Would skip the optimization step in autocast mode affect ZeroRedundancyOptimizer?

syorami · October 21, 2022, 3:07am

I’m now using ZeroRedundancyOptimizer with autocast mode and happen to find that the updated parameters would by synced across all ranks. However, in autocast mode, when inf/NaN gradients are found, the optimization step would be skipped. Would this arouse the hang up problem when a rank skip the optimization while other ranks still wait for syncronization?

    def step(
        self,
        closure: Optional[Callable[[], float]] = None,
        **kwargs: Any,
    ) -> Optional[float]:
        r"""
        Performs a single optimizer step and syncs parameters across all ranks.

        Arguments:
            closure (callable): a closure that re-evaluates the model and
                returns the loss; optional for most optimizers.
        Returns:
            Optional loss depending on the underlying local optimizer.

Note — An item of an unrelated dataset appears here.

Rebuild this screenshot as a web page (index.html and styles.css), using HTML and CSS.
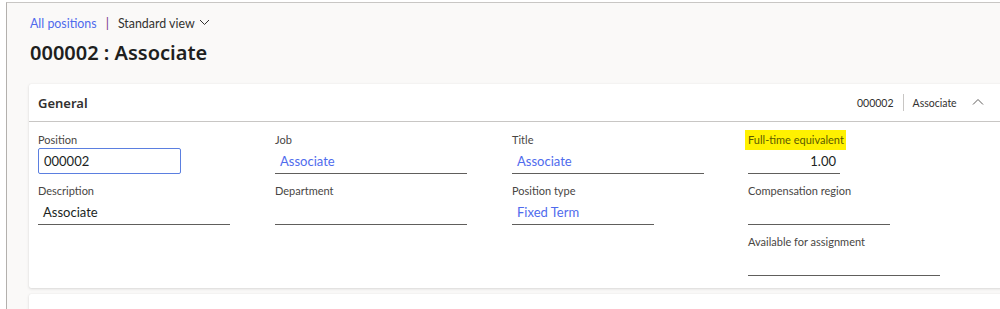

        .. note: Any extra parameters are passed to the base optimizer as-is.
        """
        if self._overlap_with_ddp:
            logging.warning(
                "`step()` should not be included in the training loop when "
                "`overlap_with_ddp=True`"
            )
            return None
        # Perform the local optimizer step
        loss = self._local_step(closure=closure, **kwargs)
        # Sync all of the updated parameter shards across the ranks
        self._sync_params()

        return loss